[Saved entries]
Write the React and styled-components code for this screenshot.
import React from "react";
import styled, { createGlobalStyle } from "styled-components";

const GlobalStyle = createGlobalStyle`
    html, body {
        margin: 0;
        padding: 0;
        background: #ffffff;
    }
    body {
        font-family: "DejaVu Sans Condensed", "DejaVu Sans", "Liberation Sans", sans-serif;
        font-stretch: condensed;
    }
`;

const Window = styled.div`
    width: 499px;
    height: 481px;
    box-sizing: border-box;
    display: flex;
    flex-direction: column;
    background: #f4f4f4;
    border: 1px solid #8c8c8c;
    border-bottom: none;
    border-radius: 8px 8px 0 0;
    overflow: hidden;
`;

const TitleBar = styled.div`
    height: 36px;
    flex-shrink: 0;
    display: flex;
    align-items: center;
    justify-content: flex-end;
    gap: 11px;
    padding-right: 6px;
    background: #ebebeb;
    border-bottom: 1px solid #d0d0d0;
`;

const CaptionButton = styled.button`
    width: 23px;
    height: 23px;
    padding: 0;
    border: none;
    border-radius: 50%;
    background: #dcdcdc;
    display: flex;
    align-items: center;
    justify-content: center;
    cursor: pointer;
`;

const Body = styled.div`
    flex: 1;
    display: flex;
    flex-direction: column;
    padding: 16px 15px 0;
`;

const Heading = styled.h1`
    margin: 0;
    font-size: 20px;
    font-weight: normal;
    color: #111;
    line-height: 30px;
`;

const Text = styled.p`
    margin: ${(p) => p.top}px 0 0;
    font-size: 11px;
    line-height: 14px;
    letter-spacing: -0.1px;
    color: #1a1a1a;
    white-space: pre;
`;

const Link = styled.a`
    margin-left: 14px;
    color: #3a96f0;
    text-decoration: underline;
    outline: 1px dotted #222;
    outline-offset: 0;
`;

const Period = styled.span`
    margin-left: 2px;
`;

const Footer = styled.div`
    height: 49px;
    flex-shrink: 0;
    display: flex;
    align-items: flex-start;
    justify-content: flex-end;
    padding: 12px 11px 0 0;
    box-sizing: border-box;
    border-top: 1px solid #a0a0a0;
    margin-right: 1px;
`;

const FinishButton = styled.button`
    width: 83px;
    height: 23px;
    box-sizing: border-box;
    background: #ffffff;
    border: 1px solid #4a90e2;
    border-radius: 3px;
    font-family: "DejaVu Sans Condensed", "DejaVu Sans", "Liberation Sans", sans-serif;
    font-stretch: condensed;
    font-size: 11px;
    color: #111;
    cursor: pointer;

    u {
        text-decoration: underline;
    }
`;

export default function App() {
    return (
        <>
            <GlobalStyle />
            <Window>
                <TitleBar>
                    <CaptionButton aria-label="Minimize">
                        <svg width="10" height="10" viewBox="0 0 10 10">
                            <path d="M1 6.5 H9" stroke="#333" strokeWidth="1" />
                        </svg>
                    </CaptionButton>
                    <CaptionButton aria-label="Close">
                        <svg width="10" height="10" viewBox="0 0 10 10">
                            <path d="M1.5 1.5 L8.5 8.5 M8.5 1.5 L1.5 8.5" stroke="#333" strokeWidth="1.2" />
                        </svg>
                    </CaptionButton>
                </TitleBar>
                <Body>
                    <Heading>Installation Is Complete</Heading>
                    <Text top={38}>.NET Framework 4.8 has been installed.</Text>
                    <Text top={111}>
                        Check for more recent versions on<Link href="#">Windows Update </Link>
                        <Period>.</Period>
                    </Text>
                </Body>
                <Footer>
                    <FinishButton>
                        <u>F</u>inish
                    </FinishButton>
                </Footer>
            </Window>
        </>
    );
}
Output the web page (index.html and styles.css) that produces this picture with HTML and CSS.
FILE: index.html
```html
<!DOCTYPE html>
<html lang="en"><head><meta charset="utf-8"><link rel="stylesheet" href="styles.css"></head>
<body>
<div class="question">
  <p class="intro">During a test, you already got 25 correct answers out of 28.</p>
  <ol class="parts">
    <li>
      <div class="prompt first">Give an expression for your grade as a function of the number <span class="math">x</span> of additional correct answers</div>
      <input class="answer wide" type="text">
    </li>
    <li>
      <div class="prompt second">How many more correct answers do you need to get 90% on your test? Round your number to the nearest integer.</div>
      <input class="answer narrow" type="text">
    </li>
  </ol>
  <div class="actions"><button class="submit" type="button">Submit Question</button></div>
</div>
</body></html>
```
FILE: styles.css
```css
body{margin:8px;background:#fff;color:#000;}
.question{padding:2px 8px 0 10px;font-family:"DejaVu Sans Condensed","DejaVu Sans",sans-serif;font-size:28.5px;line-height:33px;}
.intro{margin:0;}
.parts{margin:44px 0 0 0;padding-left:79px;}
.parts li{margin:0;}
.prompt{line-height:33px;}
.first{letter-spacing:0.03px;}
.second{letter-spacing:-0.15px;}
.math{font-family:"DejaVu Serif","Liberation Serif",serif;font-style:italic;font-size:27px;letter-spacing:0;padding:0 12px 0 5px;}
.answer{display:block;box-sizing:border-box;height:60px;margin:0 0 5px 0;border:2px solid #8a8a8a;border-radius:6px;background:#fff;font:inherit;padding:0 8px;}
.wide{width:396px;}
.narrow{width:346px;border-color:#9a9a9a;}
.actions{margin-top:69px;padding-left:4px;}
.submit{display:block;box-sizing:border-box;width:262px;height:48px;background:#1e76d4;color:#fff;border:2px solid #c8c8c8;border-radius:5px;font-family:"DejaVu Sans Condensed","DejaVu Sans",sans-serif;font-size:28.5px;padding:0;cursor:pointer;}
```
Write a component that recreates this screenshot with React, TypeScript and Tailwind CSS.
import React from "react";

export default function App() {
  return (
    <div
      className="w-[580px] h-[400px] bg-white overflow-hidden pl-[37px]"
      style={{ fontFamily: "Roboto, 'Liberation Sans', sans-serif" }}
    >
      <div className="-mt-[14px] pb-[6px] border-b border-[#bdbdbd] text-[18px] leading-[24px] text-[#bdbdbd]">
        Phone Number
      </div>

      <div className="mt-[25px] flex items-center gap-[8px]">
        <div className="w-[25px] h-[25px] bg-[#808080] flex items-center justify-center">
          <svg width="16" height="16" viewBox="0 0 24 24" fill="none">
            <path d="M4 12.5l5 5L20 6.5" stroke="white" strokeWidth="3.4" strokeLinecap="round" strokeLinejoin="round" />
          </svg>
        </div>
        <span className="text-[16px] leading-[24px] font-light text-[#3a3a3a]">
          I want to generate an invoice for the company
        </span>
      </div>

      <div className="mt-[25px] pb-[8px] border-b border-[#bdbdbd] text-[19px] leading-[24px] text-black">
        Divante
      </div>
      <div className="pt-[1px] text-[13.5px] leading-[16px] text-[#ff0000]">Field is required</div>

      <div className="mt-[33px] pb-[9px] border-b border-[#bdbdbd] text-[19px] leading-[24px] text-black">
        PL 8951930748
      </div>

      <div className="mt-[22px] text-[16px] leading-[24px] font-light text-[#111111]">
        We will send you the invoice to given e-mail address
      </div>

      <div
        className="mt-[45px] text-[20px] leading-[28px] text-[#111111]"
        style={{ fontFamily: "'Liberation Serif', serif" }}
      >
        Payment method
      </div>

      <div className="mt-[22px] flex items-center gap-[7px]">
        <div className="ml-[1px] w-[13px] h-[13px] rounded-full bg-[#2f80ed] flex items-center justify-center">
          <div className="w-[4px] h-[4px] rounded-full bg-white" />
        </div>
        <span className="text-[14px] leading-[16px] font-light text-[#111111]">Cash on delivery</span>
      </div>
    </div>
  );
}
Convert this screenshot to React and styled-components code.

Task brief |
Quote all of the entries verbatim.

Written solution |
Write the React and styled-components code for this screenshot.
import React from "react";
import styled, { createGlobalStyle } from "styled-components";

const GlobalStyle = createGlobalStyle`
    html, body {
        margin: 0;
        padding: 0;
        background: #ffffff;
    }
    body {
        font-family: "DejaVu Sans Condensed", "DejaVu Sans", "Liberation Sans", sans-serif;
        font-stretch: condensed;
    }
`;

const Window = styled.div`
    width: 499px;
    height: 481px;
    box-sizing: border-box;
    display: flex;
    flex-direction: column;
    background: #f4f4f4;
    border: 1px solid #8c8c8c;
    border-bottom: none;
    border-radius: 8px 8px 0 0;
    overflow: hidden;
`;

const TitleBar = styled.div`
    height: 36px;
    flex-shrink: 0;
    display: flex;
    align-items: center;
    justify-content: flex-end;
    gap: 11px;
    padding-right: 6px;
    background: #ebebeb;
    border-bottom: 1px solid #d0d0d0;
`;

const CaptionButton = styled.button`
    width: 23px;
    height: 23px;
    padding: 0;
    border: none;
    border-radius: 50%;
    background: #dcdcdc;
    display: flex;
    align-items: center;
    justify-content: center;
    cursor: pointer;
`;

const Body = styled.div`
    flex: 1;
    display: flex;
    flex-direction: column;
    padding: 16px 15px 0;
`;

const Heading = styled.h1`
    margin: 0;
    font-size: 20px;
    font-weight: normal;
    color: #111;
    line-height: 30px;
`;

const Text = styled.p`
    margin: ${(p) => p.top}px 0 0;
    font-size: 11px;
    line-height: 14px;
    letter-spacing: -0.1px;
    color: #1a1a1a;
    white-space: pre;
`;

const Link = styled.a`
    margin-left: 14px;
    color: #3a96f0;
    text-decoration: underline;
    outline: 1px dotted #222;
    outline-offset: 0;
`;

const Period = styled.span`
    margin-left: 2px;
`;

const Footer = styled.div`
    height: 49px;
    flex-shrink: 0;
    display: flex;
    align-items: flex-start;
    justify-content: flex-end;
    padding: 12px 11px 0 0;
    box-sizing: border-box;
    border-top: 1px solid #a0a0a0;
    margin-right: 1px;
`;

const FinishButton = styled.button`
    width: 83px;
    height: 23px;
    box-sizing: border-box;
    background: #ffffff;
    border: 1px solid #4a90e2;
    border-radius: 3px;
    font-family: "DejaVu Sans Condensed", "DejaVu Sans", "Liberation Sans", sans-serif;
    font-stretch: condensed;
    font-size: 11px;
    color: #111;
    cursor: pointer;

    u {
        text-decoration: underline;
    }
`;

export default function App() {
    return (
        <>
            <GlobalStyle />
            <Window>
                <TitleBar>
                    <CaptionButton aria-label="Minimize">
                        <svg width="10" height="10" viewBox="0 0 10 10">
                            <path d="M1 6.5 H9" stroke="#333" strokeWidth="1" />
                        </svg>
                    </CaptionButton>
                    <CaptionButton aria-label="Close">
                        <svg width="10" height="10" viewBox="0 0 10 10">
                            <path d="M1.5 1.5 L8.5 8.5 M8.5 1.5 L1.5 8.5" stroke="#333" strokeWidth="1.2" />
                        </svg>
                    </CaptionButton>
                </TitleBar>
                <Body>
                    <Heading>Installation Is Complete</Heading>
                    <Text top={38}>.NET Framework 4.8 has been installed.</Text>
                    <Text top={111}>
                        Check for more recent versions on<Link href="#">Windows Update </Link>
                        <Period>.</Period>
                    </Text>
                </Body>
                <Footer>
                    <FinishButton>
                        <u>F</u>inish
                    </FinishButton>
                </Footer>
            </Window>
        </>
    );
}
Output the web page (index.html and styles.css) that produces this picture with HTML and CSS.
FILE: index.html
```html
<!DOCTYPE html>
<html lang="en"><head><meta charset="utf-8"><link rel="stylesheet" href="styles.css"></head>
<body>
<div class="question">
  <p class="intro">During a test, you already got 25 correct answers out of 28.</p>
  <ol class="parts">
    <li>
      <div class="prompt first">Give an expression for your grade as a function of the number <span class="math">x</span> of additional correct answers</div>
      <input class="answer wide" type="text">
    </li>
    <li>
      <div class="prompt second">How many more correct answers do you need to get 90% on your test? Round your number to the nearest integer.</div>
      <input class="answer narrow" type="text">
    </li>
  </ol>
  <div class="actions"><button class="submit" type="button">Submit Question</button></div>
</div>
</body></html>
```
FILE: styles.css
```css
body{margin:8px;background:#fff;color:#000;}
.question{padding:2px 8px 0 10px;font-family:"DejaVu Sans Condensed","DejaVu Sans",sans-serif;font-size:28.5px;line-height:33px;}
.intro{margin:0;}
.parts{margin:44px 0 0 0;padding-left:79px;}
.parts li{margin:0;}
.prompt{line-height:33px;}
.first{letter-spacing:0.03px;}
.second{letter-spacing:-0.15px;}
.math{font-family:"DejaVu Serif","Liberation Serif",serif;font-style:italic;font-size:27px;letter-spacing:0;padding:0 12px 0 5px;}
.answer{display:block;box-sizing:border-box;height:60px;margin:0 0 5px 0;border:2px solid #8a8a8a;border-radius:6px;background:#fff;font:inherit;padding:0 8px;}
.wide{width:396px;}
.narrow{width:346px;border-color:#9a9a9a;}
.actions{margin-top:69px;padding-left:4px;}
.submit{display:block;box-sizing:border-box;width:262px;height:48px;background:#1e76d4;color:#fff;border:2px solid #c8c8c8;border-radius:5px;font-family:"DejaVu Sans Condensed","DejaVu Sans",sans-serif;font-size:28.5px;padding:0;cursor:pointer;}
```
Write a component that recreates this screenshot with React, TypeScript and Tailwind CSS.
import React from "react";

export default function App() {
  return (
    <div
      className="w-[580px] h-[400px] bg-white overflow-hidden pl-[37px]"
      style={{ fontFamily: "Roboto, 'Liberation Sans', sans-serif" }}
    >
      <div className="-mt-[14px] pb-[6px] border-b border-[#bdbdbd] text-[18px] leading-[24px] text-[#bdbdbd]">
        Phone Number
      </div>

      <div className="mt-[25px] flex items-center gap-[8px]">
        <div className="w-[25px] h-[25px] bg-[#808080] flex items-center justify-center">
          <svg width="16" height="16" viewBox="0 0 24 24" fill="none">
            <path d="M4 12.5l5 5L20 6.5" stroke="white" strokeWidth="3.4" strokeLinecap="round" strokeLinejoin="round" />
          </svg>
        </div>
        <span className="text-[16px] leading-[24px] font-light text-[#3a3a3a]">
          I want to generate an invoice for the company
        </span>
      </div>

      <div className="mt-[25px] pb-[8px] border-b border-[#bdbdbd] text-[19px] leading-[24px] text-black">
        Divante
      </div>
      <div className="pt-[1px] text-[13.5px] leading-[16px] text-[#ff0000]">Field is required</div>

      <div className="mt-[33px] pb-[9px] border-b border-[#bdbdbd] text-[19px] leading-[24px] text-black">
        PL 8951930748
      </div>

      <div className="mt-[22px] text-[16px] leading-[24px] font-light text-[#111111]">
        We will send you the invoice to given e-mail address
      </div>

      <div
        className="mt-[45px] text-[20px] leading-[28px] text-[#111111]"
        style={{ fontFamily: "'Liberation Serif', serif" }}
      >
        Payment method
      </div>

      <div className="mt-[22px] flex items-center gap-[7px]">
        <div className="ml-[1px] w-[13px] h-[13px] rounded-full bg-[#2f80ed] flex items-center justify-center">
          <div className="w-[4px] h-[4px] rounded-full bg-white" />
        </div>
        <span className="text-[14px] leading-[16px] font-light text-[#111111]">Cash on delivery</span>
      </div>
    </div>
  );
}
Convert this screenshot to React and styled-components code.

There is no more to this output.